**RECORD SET**.
———

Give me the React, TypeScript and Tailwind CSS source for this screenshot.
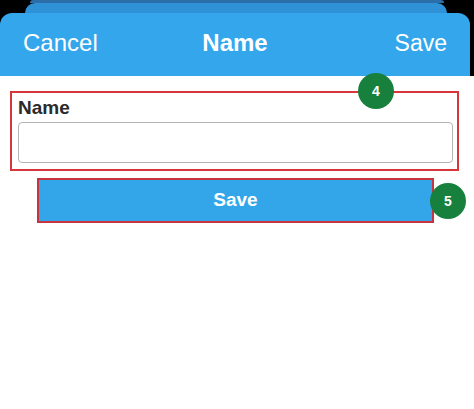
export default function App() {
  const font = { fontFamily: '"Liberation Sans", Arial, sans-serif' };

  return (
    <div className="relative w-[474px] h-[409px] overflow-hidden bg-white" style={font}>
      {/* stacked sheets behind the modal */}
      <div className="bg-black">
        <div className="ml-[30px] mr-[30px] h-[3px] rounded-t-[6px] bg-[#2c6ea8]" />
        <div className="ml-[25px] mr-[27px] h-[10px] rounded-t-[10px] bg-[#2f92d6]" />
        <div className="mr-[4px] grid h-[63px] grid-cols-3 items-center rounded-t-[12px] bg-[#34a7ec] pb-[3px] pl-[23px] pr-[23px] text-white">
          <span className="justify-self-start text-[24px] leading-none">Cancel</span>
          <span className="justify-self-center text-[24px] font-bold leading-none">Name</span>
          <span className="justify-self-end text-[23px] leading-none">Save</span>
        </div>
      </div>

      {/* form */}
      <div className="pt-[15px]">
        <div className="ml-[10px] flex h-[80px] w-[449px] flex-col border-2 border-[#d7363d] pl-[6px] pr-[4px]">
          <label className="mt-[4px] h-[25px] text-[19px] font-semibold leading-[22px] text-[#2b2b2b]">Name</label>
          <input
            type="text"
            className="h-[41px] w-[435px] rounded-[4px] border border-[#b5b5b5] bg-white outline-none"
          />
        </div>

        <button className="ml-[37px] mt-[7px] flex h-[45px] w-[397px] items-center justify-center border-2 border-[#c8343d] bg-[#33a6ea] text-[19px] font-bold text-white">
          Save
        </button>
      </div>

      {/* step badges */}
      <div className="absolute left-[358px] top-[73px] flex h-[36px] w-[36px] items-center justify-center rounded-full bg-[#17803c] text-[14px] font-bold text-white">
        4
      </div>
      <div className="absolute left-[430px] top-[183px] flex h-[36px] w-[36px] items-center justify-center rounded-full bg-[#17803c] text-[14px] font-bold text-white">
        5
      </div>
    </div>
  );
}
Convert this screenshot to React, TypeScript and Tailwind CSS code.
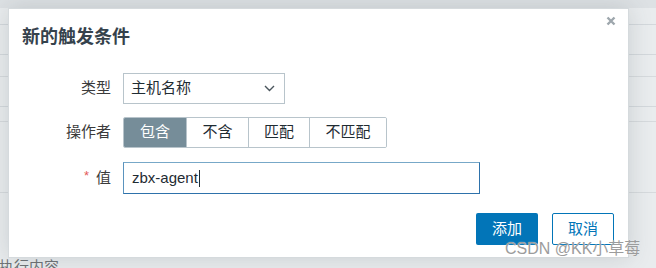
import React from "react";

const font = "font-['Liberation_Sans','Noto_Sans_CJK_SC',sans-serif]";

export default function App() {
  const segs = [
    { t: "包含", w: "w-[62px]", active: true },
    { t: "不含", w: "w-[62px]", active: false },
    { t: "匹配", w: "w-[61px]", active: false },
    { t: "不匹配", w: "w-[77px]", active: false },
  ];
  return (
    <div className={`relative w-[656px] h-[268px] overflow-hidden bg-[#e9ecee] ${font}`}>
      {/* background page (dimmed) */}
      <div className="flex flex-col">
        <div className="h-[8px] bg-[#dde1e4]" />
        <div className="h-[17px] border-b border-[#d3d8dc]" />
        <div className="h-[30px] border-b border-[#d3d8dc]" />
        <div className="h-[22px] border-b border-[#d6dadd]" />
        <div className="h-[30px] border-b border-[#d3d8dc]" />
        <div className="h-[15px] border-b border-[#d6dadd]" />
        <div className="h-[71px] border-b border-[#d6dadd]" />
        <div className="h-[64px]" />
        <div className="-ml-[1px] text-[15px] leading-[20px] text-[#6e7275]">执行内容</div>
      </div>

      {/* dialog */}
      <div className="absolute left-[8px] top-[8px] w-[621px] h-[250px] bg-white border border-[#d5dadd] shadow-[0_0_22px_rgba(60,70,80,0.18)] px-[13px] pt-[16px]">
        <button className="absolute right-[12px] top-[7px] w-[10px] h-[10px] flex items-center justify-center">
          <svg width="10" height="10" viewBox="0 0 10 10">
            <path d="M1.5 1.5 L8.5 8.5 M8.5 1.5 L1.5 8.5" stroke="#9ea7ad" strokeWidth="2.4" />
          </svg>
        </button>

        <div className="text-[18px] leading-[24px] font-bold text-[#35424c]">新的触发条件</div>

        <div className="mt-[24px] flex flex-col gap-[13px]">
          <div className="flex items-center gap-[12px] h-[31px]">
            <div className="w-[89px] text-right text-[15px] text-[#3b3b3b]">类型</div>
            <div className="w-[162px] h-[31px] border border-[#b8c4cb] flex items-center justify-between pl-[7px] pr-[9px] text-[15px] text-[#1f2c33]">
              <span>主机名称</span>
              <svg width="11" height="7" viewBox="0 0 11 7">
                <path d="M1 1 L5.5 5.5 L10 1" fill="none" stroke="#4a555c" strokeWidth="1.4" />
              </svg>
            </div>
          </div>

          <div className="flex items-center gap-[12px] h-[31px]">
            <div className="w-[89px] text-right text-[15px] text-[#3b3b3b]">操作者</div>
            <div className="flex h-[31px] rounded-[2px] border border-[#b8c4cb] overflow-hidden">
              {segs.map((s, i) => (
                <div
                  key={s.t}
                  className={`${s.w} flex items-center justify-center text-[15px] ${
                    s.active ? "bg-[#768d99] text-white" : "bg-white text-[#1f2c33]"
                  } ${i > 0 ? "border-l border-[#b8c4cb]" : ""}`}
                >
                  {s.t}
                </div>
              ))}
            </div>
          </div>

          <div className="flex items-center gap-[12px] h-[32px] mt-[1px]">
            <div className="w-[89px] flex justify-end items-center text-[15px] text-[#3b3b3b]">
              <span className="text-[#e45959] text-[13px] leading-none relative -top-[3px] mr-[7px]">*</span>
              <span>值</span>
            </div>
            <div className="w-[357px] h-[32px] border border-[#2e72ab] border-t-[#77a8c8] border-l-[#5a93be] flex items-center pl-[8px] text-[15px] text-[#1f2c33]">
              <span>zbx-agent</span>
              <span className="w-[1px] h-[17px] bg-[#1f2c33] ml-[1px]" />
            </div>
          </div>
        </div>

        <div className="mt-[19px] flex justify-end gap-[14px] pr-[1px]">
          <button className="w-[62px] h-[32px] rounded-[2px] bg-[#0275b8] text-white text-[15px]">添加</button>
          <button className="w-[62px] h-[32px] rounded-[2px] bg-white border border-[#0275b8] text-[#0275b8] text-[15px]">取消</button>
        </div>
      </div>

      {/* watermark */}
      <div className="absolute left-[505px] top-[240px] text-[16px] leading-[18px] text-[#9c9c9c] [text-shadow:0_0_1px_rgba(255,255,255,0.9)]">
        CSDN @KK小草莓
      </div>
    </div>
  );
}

———

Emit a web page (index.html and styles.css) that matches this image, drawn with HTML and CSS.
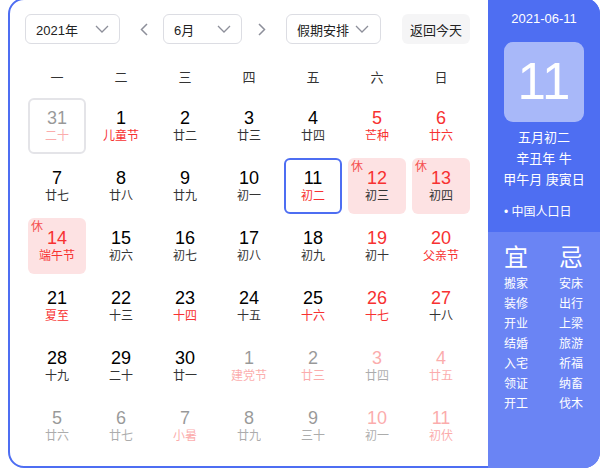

———

**EXERCISE**.
Report how many lines hold the string "Tailwind", giving the number and nothing else.

**RESPONSE TO THE EXERCISE**.
2